The best documentaries of 2011 from Roger Ebert [View all]
1. The Interrupters

Steve James (in center above), who made the masterpiece "Hoop Dreams," now makes his most important film, telling the story of ex-convicts who go daily into the streets of Chicago to try to talk gang members out of shooting at each other. All have done prison time. Some have murdered. They were young when were seduced by the lure of street gangs. Today they see young people throwing their lives away and often killing bystanders by accident.

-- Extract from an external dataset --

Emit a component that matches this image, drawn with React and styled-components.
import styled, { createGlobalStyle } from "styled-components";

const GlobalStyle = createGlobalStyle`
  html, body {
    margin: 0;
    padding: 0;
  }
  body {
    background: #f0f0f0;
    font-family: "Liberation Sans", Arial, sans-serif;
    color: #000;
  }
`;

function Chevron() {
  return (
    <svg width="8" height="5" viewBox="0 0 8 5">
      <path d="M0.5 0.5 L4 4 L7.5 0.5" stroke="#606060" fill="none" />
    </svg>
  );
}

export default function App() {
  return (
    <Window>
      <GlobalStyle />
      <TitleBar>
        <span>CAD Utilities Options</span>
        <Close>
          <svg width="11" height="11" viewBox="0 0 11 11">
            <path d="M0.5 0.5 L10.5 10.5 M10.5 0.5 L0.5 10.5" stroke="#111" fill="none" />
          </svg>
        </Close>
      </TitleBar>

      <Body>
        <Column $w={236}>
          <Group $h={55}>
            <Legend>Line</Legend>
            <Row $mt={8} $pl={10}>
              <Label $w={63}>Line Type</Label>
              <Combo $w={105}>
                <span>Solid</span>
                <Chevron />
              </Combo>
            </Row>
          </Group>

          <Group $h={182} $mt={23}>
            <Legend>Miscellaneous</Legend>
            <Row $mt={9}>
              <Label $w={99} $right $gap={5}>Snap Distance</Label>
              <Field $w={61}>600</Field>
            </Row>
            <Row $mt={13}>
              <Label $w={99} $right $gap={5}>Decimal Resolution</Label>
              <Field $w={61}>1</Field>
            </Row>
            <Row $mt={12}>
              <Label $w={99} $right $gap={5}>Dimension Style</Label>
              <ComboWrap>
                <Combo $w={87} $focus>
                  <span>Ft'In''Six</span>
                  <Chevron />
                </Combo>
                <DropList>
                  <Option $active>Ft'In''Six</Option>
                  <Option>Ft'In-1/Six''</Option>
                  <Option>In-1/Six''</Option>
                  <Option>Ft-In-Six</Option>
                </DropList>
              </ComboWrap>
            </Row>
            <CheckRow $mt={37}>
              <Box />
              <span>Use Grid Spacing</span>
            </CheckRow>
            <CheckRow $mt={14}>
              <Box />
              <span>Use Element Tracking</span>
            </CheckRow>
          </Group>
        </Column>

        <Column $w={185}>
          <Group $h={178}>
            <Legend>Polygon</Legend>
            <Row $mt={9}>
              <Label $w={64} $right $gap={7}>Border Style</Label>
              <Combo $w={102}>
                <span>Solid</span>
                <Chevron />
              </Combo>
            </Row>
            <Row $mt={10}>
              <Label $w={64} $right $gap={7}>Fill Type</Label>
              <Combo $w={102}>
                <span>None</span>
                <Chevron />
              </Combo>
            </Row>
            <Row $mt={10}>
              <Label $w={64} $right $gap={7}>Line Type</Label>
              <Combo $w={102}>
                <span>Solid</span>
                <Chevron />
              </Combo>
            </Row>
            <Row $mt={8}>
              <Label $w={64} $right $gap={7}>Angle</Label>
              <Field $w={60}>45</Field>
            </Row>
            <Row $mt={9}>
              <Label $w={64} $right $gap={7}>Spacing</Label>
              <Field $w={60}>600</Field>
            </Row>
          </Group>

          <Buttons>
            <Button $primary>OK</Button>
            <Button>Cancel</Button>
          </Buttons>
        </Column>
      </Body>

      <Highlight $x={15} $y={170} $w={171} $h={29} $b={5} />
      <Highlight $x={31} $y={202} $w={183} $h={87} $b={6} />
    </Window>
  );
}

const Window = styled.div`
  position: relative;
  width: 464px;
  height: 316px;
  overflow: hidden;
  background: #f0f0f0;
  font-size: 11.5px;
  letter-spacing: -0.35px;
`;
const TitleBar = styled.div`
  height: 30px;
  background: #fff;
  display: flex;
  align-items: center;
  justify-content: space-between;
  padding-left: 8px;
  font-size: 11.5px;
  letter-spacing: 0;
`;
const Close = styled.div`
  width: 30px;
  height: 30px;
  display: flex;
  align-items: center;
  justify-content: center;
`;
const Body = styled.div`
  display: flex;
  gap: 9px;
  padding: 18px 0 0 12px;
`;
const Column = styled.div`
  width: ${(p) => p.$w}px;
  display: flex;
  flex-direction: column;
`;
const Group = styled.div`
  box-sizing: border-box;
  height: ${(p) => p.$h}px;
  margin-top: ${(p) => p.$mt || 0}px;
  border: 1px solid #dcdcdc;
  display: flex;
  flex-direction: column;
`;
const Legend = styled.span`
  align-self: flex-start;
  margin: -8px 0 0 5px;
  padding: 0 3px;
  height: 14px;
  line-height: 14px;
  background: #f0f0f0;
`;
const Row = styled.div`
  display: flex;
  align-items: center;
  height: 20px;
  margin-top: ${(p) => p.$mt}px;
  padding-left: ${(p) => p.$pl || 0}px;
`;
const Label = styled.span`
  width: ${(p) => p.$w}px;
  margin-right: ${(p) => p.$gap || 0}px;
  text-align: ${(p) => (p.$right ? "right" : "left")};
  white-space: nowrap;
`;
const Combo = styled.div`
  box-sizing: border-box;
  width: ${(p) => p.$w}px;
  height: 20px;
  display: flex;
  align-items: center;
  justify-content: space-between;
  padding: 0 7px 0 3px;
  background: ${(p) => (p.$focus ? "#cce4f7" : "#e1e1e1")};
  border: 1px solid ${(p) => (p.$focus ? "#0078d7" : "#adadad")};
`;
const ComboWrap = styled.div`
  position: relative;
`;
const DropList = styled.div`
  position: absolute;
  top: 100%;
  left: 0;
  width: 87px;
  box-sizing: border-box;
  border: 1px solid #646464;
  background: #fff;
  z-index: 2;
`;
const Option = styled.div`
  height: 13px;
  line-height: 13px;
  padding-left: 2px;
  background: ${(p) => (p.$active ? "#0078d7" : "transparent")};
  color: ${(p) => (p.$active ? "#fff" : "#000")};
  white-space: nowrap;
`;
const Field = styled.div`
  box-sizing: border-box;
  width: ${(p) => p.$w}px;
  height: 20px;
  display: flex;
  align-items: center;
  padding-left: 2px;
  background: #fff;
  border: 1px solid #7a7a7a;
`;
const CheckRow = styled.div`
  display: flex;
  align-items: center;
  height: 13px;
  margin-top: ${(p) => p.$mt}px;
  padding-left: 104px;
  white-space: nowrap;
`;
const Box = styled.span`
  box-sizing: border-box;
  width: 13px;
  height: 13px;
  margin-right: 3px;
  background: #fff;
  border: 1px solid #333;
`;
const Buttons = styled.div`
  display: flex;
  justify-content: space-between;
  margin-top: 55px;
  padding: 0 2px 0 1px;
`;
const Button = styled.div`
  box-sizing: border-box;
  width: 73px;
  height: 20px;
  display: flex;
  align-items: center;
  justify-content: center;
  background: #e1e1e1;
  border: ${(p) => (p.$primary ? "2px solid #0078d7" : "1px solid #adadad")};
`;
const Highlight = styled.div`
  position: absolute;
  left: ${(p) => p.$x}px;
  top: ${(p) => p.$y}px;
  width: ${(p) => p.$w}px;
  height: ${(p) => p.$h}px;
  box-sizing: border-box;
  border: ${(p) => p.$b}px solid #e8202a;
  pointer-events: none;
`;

James' film follows members of CeaseFire, tough negotiators who monitor gang activity in their neighborhoods and try to anticipate developing warfare. They make it their business to know the gang leaders and members. They build trust. In some shots in this film they are physically in the possible line of fire--and so are Steve James and his small crew. This film has true impact.
8. Garbo the Spy

He was called "Garbo" because an Allied spymaster thought he was the best actor in the world. Juan Pujol García, a Spaniard based in Lisbon, fed the Nazis a stream of misleading information from a spy network that existed entirely in his imagination. Using invented facts and a spy network that didn't exist, he convinced the Nazis that the Allied landing at Normandy was a decoy operation to draw their troops away from the "real" landing site, at Calais. One man's imagination changed the course of the way.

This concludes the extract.